Surely if you can pass your IO handles to all functions that need them, you can decide on a mutexing/buffering strategy at the top of your program, wrap the standard IO interface with a delegate that does so, and pass it on. Then, for all libraries called thereafter to use it consistently isn't just a no-brainer, it's an outright given, isn't it? There's no global (impure, non-functional) handle to stdout, is there?
This distinction is often inconsequential, but this case seems to rely on how we combine those "actions" together (which, due to laziness, may happen far away from where/when the functions are called; see 'lazy IO'). For sequential IO we can combine things with Applicative and Monad, which gives us a definite order, but using these in a concurrent setting would cause too much synchronisation and determinism to be useful. I've not done enough concurrent Haskell to know how the various alternatives stack up; although I did play with Arrow many years ago, before it fell out of favour (seemingly for Profunctors?).

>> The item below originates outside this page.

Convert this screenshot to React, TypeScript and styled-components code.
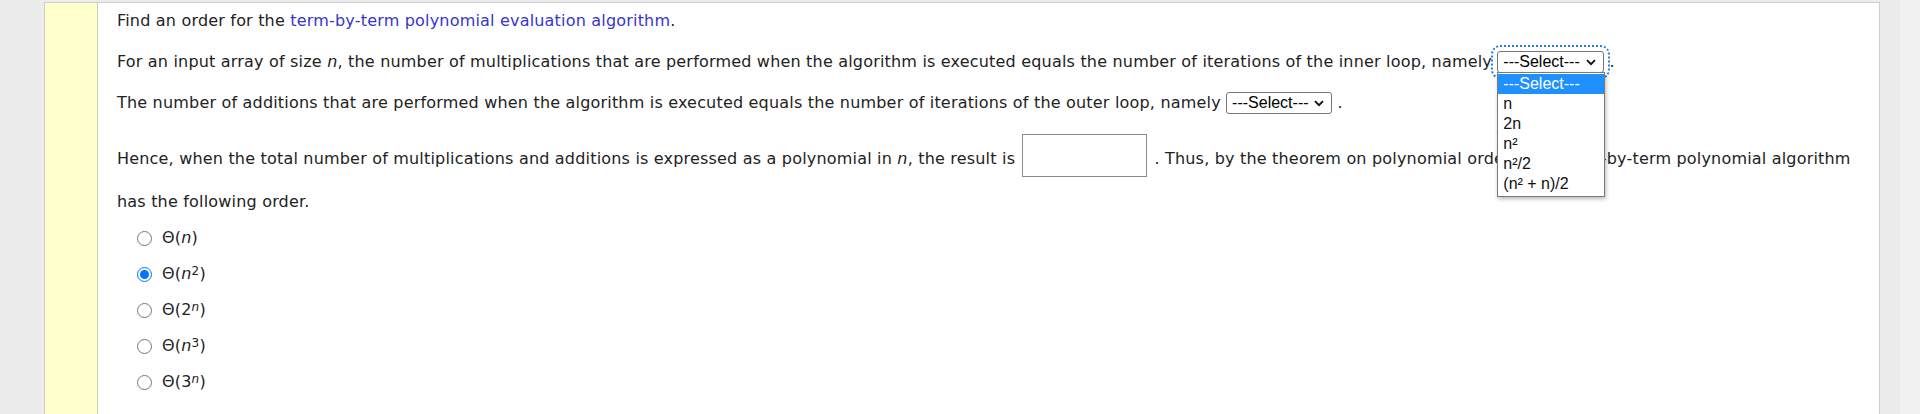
import React from "react"
import styled, { createGlobalStyle } from "styled-components"

const GlobalStyle = createGlobalStyle`
  html, body {
    margin: 0;
    padding: 0;
    height: 100%;
    overflow: hidden;
    background: #ececec;
  }
  body {
    font-family: "DejaVu Sans", Verdana, sans-serif;
  }
  #root {
    height: 100%;
  }
`

const Page = styled.div`
  display: flex;
  height: 100%;
`

const Main = styled.div`
  flex: 1;
  display: flex;
  flex-direction: column;
  padding: 2px 20px 0 44px;
`

const Track = styled.div`
  width: 20px;
  background: #f1f1f1;
`

const Card = styled.div`
  flex: 1;
  display: flex;
  background: #fff;
  border: 1px solid #cfcfcf;
  border-bottom: none;
`

const Gutter = styled.div`
  width: 52px;
  background: #ffffcc;
  border-right: 1px solid #d2d2b4;
`

const Content = styled.div`
  flex: 1;
  padding: 8px 19px 0 19px;
  color: #222;
  font-size: 16px;
  letter-spacing: 0.19px;
`

const Para = styled.p<{ $top?: number; $lh?: number }>`
  margin: ${(p) => p.$top ?? 0}px 0 0 0;
  line-height: ${(p) => p.$lh ?? 20}px;
`

const Link = styled.a`
  color: #3535d0;
  text-decoration: none;
`

const Var = styled.i`
  font-style: italic;
`

const Sup = styled.sup`
  font-size: 12px;
  line-height: 0;
  vertical-align: 4px;
`

const SelectWrap = styled.span`
  position: relative;
  display: inline-block;
`

const SelectBox = styled.span<{ $focused?: boolean; $w?: number }>`
  display: inline-flex;
  align-items: center;
  justify-content: space-between;
  box-sizing: border-box;
  width: ${(p) => p.$w ?? 107}px;
  height: 22px;
  padding: 0 7px 0 5px;
  border: 1px solid #767676;
  border-radius: 3px;
  background: #fff;
  color: #000;
  font-family: "Liberation Sans", Arial, sans-serif;
  font-size: 16px;
  line-height: 20px;
  letter-spacing: 0;
  outline: ${(p) => (p.$focused ? "2px dotted #1e82e6" : "none")};
  outline-offset: 4px;
`

const Chevron = () => (
  <svg width="10" height="7" viewBox="0 0 10 7" aria-hidden="true">
    <path d="M1 1.2 L5 5.2 L9 1.2" fill="none" stroke="#111" strokeWidth="1.9" />
  </svg>
)

const ListBox = styled.ul`
  position: absolute;
  top: 21px;
  left: 0;
  z-index: 10;
  width: 108px;
  box-sizing: border-box;
  margin: 0;
  padding: 1px 0 2px;
  list-style: none;
  background: #fff;
  border: 1px solid #7a7a7a;
  box-shadow: 1px 2px 4px rgba(0, 0, 0, 0.28);
  font-family: "Liberation Sans", Arial, sans-serif;
  font-size: 16px;
  line-height: 20px;
  letter-spacing: 0;
`

const Option = styled.li<{ $active?: boolean }>`
  height: 20px;
  padding-left: 5px;
  white-space: nowrap;
  background: ${(p) => (p.$active ? "#1e90ff" : "transparent")};
  color: ${(p) => (p.$active ? "#fff" : "#111")};
`

const AnswerInput = styled.input`
  box-sizing: border-box;
  width: 125px;
  height: 43px;
  margin: 0 7px 0 2px;
  padding: 0 4px;
  border: 1px solid #8a8a8a;
  border-radius: 0;
  font-family: "DejaVu Sans", Verdana, sans-serif;
  font-size: 16px;
  vertical-align: 3px;
  background: #fff;
`

const Choices = styled.div`
  display: flex;
  flex-direction: column;
  gap: 6px;
  padding-left: 20px;
`

const Choice = styled.label`
  display: flex;
  align-items: flex-start;
  line-height: 30px;
`

const Radio = styled.input`
  width: 15px;
  height: 15px;
  margin: 8px 10px 0 0;
`

const options = ["---Select---", "n", "2n", "n²", "n²/2", "(n² + n)/2"]

const choices: React.ReactNode[] = [
  <>Θ(<Var>n</Var>)</>,
  <>Θ(<Var>n</Var><Sup>2</Sup>)</>,
  <>Θ(2<Sup><Var>n</Var></Sup>)</>,
  <>Θ(<Var>n</Var><Sup>3</Sup>)</>,
  <>Θ(3<Sup><Var>n</Var></Sup>)</>,
]

export default function App() {
  return (
    <>
      <GlobalStyle />
      <Page>
        <Main>
          <Card>
            <Gutter />
            <Content>
              <Para>
                Find an order for the <Link href="#">term-by-term polynomial evaluation algorithm</Link>.
              </Para>
              <Para $top={20}>
                For an input array of size <Var>n</Var>, the number of multiplications that are performed when the
                algorithm is executed equals the number of iterations of the inner loop, namely{" "}
                <SelectWrap>
                  <SelectBox $focused>
                    ---Select--- <Chevron />
                  </SelectBox>
                  <ListBox>
                    {options.map((o, i) => (
                      <Option key={o} $active={i === 0}>
                        {o}
                      </Option>
                    ))}
                  </ListBox>
                </SelectWrap>{" "}
                .
              </Para>
              <Para $top={19}>
                The number of additions that are performed when the algorithm is executed equals the number of
                iterations of the outer loop, namely{" "}
                <SelectBox $w={106}>
                  ---Select--- <Chevron />
                </SelectBox>{" "}
                .
              </Para>
              <Para $top={20} $lh={43}>
                Hence, when the total number of multiplications and additions is expressed as a polynomial in{" "}
                <Var>n</Var>, the result is <AnswerInput type="text" />. Thus, by the theorem on polynomial orders,
                the term-by-term polynomial algorithm has the following order.
              </Para>
              <Choices>
                {choices.map((c, i) => (
                  <Choice key={i}>
                    <Radio type="radio" name="order" defaultChecked={i === 1} />
                    <span>{c}</span>
                  </Choice>
                ))}
              </Choices>
            </Content>
          </Card>
        </Main>
        <Track />
      </Page>
    </>
  )
}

Even if you do as you say, you can still bypass it by writing to stdout directly outside of your stable buffering mechanism. But at that point the language isn't to be blamed here.
EDIT: this is an honest question, I was shocked to read what was in the article.
Haskell's built-in string type is a list of characters. This is mostly for historical reasons, but it's also handy in education (installing extra packages is a barrier for learners; list processing is common in introductory courses, but lists are polymorphic/generic in their element type; lists of characters are a nice concrete type, which follows on easily from "hello world"); also there are arguments about the theoretical elegance of linked lists, KISS for the builtins, whether there's concensus on what the best alternative is, etc.
Anyone who cares about Haskell performance will have hit this early on, and be using a different string implementation, as mentioned in the article. In particular there's ByteString for C-like arrays of bytes, and there's Text which is just a ByteString with extra metadata like character encoding. In fact, ByteString doesn't have to be a single contiguous array: it can be a list of "chunks", where each chunk contains a pointer to an array, an offset and a length; this speeds up many operations, e.g. we can append ByteStrings by adding chunks to the list (pointing to existing arrays), we can take substrings by manipulating the offsets and lengths, etc. This is all perfectly safe and predictable since the data is immutable, where other languages which allow mutation might prefer to make copies of the data to reduce aliasing.
The other aspect is the buffering mode of the handle, which is discussed a little in the article and its comments (e.g. line-based buffering, etc.).